In response to the college leadership's "call to enhance programming skills," a problem-solving platform has recently been added to the freshman programming course (so now they have four assignments, game projects, security projects, and programming exercises—quite a heavy load indeed). Originally, the platform featured relatively basic language-specific problems, but yyx added data structure problems and large-scale simulations, significantly increasing the difficulty of the assignments. I decided to incorporate some thinking-oriented problems to balance the innate coding advantage of younger students.

Idea

This came up during lunch with yjp one day. yjp quickly came up with the correct solution for part 0 but had some issues with the approach for part 1. I managed to derive a method with lower complexity through a certain approach (which I'll explain below).

Question

part0

Given a number x initially 0, you have two operations: add 1 or multiply by 2. What is the minimum number of operations required to change 0 to a natural number a?

part1

Given a number x initially set to 1, you can perform three operations: add 1, subtract 1, or multiply by 2. What is the minimum number of operations required to change 1 to a natural number a?

solution

Part 0

Thinking from a binary perspective: Multiplying this number by 2 is equivalent to shifting it left by one bit, while adding 1 to it is equivalent to appending a 1 at the end. The timing of adding this 1 can be arbitrary. Therefore, the optimal solution is to add a 1 immediately during the left-shift process whenever the corresponding bit is eventually 1 (otherwise, more 1s would need to be added later to compensate). We can derive a formula:

Minimum number of operations = number of binary digits + number of 1s in the binary representation + C

Substituting a sample value gives $C=-1$.

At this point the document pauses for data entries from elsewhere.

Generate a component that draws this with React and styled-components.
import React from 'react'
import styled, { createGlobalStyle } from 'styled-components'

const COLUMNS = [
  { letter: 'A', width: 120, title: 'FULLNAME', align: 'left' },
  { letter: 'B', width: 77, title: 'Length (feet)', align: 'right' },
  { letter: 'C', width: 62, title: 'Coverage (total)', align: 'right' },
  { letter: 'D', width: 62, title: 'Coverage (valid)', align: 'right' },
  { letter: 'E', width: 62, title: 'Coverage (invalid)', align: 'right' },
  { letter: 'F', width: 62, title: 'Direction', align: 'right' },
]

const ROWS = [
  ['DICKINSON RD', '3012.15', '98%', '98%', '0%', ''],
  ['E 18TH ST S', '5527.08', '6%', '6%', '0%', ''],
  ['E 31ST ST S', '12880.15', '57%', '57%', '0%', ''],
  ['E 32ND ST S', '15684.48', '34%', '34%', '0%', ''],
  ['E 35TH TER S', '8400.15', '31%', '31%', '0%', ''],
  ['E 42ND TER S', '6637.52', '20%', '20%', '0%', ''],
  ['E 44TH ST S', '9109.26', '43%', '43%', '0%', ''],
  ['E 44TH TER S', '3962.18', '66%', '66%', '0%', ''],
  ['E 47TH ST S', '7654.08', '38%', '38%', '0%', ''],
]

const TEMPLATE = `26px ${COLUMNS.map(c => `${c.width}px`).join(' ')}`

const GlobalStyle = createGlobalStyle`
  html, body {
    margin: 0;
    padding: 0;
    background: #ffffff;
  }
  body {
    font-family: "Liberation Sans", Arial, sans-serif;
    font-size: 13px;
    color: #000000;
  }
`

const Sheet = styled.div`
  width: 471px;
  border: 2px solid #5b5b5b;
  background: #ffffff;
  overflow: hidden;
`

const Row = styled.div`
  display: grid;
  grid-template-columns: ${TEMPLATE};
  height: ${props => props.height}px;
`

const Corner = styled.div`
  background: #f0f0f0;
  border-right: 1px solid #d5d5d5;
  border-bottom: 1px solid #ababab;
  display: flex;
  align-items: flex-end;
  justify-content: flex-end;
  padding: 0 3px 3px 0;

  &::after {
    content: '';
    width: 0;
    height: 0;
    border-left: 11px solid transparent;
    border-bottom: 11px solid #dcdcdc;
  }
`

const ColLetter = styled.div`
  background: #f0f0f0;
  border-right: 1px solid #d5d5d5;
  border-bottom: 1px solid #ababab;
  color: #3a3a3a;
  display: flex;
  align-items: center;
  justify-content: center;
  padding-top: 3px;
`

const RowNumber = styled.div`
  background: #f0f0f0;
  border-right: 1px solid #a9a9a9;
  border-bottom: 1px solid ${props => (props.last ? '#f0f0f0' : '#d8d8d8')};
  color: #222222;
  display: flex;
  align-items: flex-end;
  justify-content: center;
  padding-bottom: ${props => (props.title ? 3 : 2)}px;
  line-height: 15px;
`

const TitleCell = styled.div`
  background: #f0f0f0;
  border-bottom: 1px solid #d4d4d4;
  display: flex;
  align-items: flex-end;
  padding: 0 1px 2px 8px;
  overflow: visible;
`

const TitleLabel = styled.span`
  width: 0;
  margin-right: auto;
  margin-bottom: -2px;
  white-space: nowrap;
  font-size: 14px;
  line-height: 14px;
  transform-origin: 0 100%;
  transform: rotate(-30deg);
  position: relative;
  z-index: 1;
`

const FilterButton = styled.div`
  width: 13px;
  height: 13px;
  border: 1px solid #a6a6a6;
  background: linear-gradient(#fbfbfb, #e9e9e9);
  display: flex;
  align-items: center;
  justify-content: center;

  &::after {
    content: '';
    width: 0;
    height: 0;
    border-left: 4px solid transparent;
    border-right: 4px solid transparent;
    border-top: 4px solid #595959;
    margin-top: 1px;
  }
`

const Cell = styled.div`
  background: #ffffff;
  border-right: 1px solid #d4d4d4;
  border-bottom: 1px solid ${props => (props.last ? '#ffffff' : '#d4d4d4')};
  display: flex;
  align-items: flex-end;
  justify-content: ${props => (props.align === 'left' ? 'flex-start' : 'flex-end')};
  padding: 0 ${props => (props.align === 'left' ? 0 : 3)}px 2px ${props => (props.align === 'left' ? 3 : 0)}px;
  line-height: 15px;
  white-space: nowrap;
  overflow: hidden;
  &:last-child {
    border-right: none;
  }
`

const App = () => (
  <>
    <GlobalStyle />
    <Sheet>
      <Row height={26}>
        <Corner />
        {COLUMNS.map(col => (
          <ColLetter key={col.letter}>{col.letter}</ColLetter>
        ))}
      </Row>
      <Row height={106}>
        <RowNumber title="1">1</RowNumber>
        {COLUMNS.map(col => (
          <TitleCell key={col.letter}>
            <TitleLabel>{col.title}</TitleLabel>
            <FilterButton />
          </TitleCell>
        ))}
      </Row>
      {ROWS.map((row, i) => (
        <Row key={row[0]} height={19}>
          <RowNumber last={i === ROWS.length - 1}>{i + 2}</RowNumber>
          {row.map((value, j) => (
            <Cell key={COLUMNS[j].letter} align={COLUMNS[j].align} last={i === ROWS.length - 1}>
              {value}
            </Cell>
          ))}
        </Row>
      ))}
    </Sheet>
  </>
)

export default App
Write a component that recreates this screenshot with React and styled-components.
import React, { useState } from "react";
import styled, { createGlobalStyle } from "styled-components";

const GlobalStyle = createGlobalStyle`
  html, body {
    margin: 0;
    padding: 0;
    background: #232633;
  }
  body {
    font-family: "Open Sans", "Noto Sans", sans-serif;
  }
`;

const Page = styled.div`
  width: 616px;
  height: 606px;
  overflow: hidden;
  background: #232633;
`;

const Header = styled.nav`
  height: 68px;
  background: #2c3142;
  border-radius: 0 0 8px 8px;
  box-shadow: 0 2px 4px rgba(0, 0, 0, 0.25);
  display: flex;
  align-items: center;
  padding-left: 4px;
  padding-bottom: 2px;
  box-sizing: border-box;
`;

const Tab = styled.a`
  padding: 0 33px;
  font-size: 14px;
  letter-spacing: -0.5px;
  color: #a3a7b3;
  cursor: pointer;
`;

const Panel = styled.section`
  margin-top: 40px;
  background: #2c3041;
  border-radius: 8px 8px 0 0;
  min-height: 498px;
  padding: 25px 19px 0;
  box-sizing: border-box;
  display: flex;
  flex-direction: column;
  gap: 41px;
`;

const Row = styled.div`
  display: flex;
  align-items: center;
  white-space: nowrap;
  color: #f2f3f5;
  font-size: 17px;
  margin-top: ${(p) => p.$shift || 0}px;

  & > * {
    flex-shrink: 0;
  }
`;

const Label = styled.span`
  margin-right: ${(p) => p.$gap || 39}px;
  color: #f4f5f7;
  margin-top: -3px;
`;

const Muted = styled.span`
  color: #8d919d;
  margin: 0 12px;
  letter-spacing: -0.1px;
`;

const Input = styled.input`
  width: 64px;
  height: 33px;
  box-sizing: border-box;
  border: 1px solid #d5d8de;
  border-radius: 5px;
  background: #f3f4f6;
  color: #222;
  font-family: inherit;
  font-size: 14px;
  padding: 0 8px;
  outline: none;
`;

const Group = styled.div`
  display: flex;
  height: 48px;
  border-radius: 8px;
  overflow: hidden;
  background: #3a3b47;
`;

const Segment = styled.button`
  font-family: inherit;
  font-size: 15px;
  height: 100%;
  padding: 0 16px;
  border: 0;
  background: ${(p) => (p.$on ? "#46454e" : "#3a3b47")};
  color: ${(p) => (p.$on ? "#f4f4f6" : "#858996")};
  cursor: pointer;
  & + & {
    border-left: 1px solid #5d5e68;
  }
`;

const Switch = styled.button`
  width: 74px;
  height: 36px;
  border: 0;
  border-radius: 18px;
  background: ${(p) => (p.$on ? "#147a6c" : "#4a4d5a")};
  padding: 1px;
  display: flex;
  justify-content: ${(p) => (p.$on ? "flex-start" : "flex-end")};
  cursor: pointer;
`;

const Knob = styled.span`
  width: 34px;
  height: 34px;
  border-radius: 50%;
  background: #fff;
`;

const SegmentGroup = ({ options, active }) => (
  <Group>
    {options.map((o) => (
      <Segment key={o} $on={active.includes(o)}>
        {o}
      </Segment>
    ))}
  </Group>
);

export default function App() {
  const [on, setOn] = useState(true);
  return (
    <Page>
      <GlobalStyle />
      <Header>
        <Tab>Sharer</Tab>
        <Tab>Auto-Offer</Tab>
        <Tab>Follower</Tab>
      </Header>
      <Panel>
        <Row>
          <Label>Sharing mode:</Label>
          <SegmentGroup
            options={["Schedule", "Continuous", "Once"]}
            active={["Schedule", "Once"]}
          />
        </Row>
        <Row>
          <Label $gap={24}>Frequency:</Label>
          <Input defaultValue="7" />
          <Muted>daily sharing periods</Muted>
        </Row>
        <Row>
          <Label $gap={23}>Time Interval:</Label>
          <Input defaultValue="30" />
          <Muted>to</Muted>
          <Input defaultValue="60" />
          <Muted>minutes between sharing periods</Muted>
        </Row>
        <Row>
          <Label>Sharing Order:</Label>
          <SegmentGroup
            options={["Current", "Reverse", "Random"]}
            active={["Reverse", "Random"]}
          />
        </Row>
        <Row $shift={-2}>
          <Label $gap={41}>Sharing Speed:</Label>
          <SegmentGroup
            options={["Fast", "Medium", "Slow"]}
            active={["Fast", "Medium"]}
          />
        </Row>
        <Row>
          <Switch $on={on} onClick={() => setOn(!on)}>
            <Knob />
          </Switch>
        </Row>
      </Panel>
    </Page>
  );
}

Converting a number to binary requires $O(\log x)$ time, so the time complexity is $O(\log x)$, and the overall time complexity is $O(T\log x)$.

Part 1

yjp initially wanted to handle the case where the number ends with a series of 1s, but the specific details weren't fully thought out, so they had to give up.

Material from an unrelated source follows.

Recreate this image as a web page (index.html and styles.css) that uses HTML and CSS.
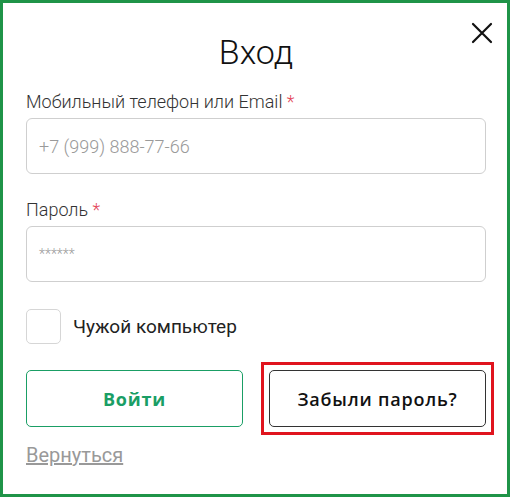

First, let's set up a dynamic programming (dp) approach. Let dp[i] be the minimum number of operations required to change 1 to i. Clearly, dp[1] = 0. The transition equations can be written as:

if (i % 2 == 0)
   dp[i] = min(dp[i/2] + 1, dp[i]);
dp[i] = min(dp[i-1] + 1, dp[i]);    
dp[i] = min(dp[i+1] + 1, dp[i]); 

Obviously, this dp approach lacks the Markov property (no aftereffect). So what can be done? Trying a few more times might help.

However, the total complexity in this case would be $O(Tkx)$, which would definitely result in a TLE.

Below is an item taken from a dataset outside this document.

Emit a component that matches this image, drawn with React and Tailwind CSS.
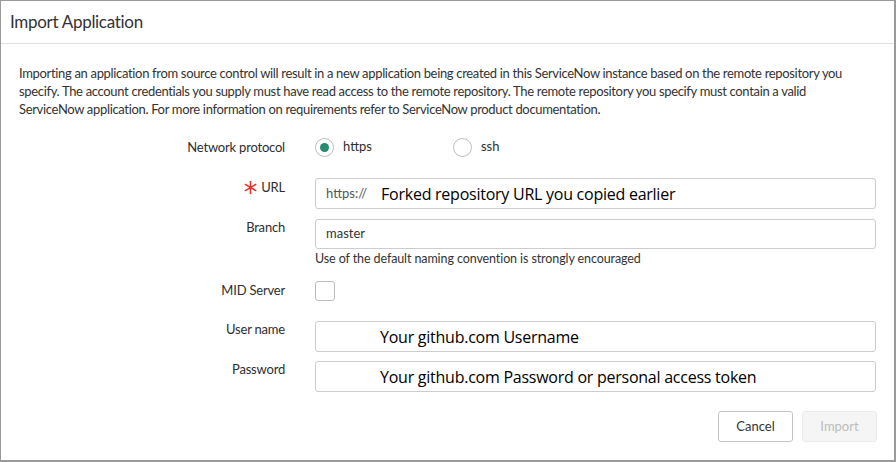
import React from "react";

const Label = ({ children, required }) => (
  <div className="flex justify-end items-center gap-[3px] text-[13px] leading-[17px] tracking-[-0.2px] text-[#2e2e2e]">
    {required && (
      <svg width="13" height="13" viewBox="0 0 12 12" className="mr-[1px]">
        <g stroke="#e4312b" strokeWidth="1.4" strokeLinecap="round">
          <line x1="6" y1="0.5" x2="6" y2="11.5" />
          <line x1="1.2" y1="3.2" x2="10.8" y2="8.8" />
          <line x1="1.2" y1="8.8" x2="10.8" y2="3.2" />
        </g>
      </svg>
    )}
    <span>{children}</span>
  </div>
);

const Radio = ({ checked, label }) => (
  <div className="flex items-center gap-[9px]">
    <span className="w-[19px] h-[19px] rounded-full border border-[#bdbdbd] flex items-center justify-center bg-white">
      {checked && <span className="w-[9px] h-[9px] rounded-full bg-[#278b72]" />}
    </span>
    <span className="text-[13px] text-[#2e2e2e]">{label}</span>
  </div>
);

const overlay = "font-['Open_Sans',sans-serif] text-[16px] tracking-[-0.25px] text-black";

export default function App() {
  return (
    <div className="w-[896px] h-[462px] bg-white border border-[#9a9a9a] border-r-2 border-b-2 font-['Lato',sans-serif] text-[#333] overflow-hidden">
      <div className="h-[43px] border-b border-[#e0e0e0] flex items-center pl-[9px]">
        <h1 className="text-[17px] tracking-[-0.3px] text-[#333]">Import Application</h1>
      </div>

      <p className="pl-[18px] pr-[46px] pt-[20px] text-[13px] leading-[18px] tracking-[-0.33px] text-[#333]">
        Importing an application from source control will result in a new application being created in this ServiceNow instance based on the remote repository you specify. The account credentials you supply must have read access to the remote repository. The remote repository you specify must contain a valid ServiceNow application. For more information on requirements refer to ServiceNow product documentation.
      </p>

      <div className="grid grid-cols-[284px_1fr] gap-x-[30px] pr-[18px] mt-[19px]">
        <div className="h-[20px] flex items-center justify-end">
          <Label>Network protocol</Label>
        </div>
        <div className="flex items-center gap-[81px] h-[20px]">
          <Radio checked label="https" />
          <Radio label="ssh" />
        </div>

        <div className="mt-[21px] pt-[1px]">
          <Label required>URL</Label>
        </div>
        <div className="mt-[21px] h-[31px] border border-[#cccccc] rounded-[3px] flex items-center pl-[10px]">
          <span className="text-[13px] text-[#555]">https://</span>
          <span className={`${overlay} ml-[14px]`}>Forked repository URL you copied earlier</span>
        </div>

        <div className="mt-[10px]">
          <Label>Branch</Label>
        </div>
        <div className="mt-[10px]">
          <div className="h-[30px] border border-[#cccccc] rounded-[3px] flex items-center pl-[10px] text-[13px] text-[#333]">
            master
          </div>
          <div className="text-[12.5px] leading-[17px] tracking-[-0.1px] text-[#333] mt-[1px]">
            Use of the default naming convention is strongly encouraged
          </div>
        </div>

        <div className="mt-[14px] pt-[1px]">
          <Label>MID Server</Label>
        </div>
        <div className="mt-[14px]">
          <div className="w-[20px] h-[20px] border border-[#bdbdbd] rounded-[3px]" />
        </div>

        <div className="mt-[20px]">
          <Label>User name</Label>
        </div>
        <div className={`mt-[20px] h-[31px] border border-[#cccccc] rounded-[3px] flex items-center pl-[64px] ${overlay}`}>
          Your github.com Username
        </div>

        <div className="mt-[9px]">
          <Label>Password</Label>
        </div>
        <div className={`mt-[9px] h-[31px] border border-[#cccccc] rounded-[3px] flex items-center pl-[64px] ${overlay}`}>
          Your github.com Password or personal access token
        </div>
      </div>

      <div className="flex justify-end gap-[9px] pr-[17px] mt-[19px]">
        <button type="button" className="w-[75px] h-[31px] border border-[#c4c4c4] rounded-[3px] bg-white text-[13px] text-[#333]">
          Cancel
        </button>
        <button type="button" className="w-[75px] h-[31px] border border-[#ebebeb] rounded-[3px] bg-[#f5f5f5] text-[13px] text-[#bcbcbc]">
          Import
        </button>
      </div>
    </div>
  );
}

Then, I had a sudden inspiration—I looked up the optimal solution on OEIS and found a better transition equation:

if (i % 2 == 0)
   dp[i] = min(dp[i/2] + 1, dp[i]);
else
   dp[i] = min({dp[i/2] + 2, dp[i/2+1] + 2, dp[i]});

Now, the number of possible states becomes logarithmic. We can use a map to maintain the states and perform memoized search.

Since map is implemented using a red-black tree, both reading and writing operations have logarithmic complexity. Therefore, the overall time complexity is $O(T{\log }^{2}x)$.

PS

Part 0

The number of people who solved the first problem was within my expectations. Around 10 people achieved AC within 24 hours.

Part 1

The second problem had no AC (Accepted) submissions in the first 24 hours, which was slightly unexpected.

On the second day, a non-young student managed to solve it, which aligns with my intention when designing the problem.

However, later on, a young student came up with an $O(T\log x)$ solution. After reviewing some of the AC codes, it turns out they indeed used simulation and case analysis—seems like yjp's wish has finally come true. Congratulations!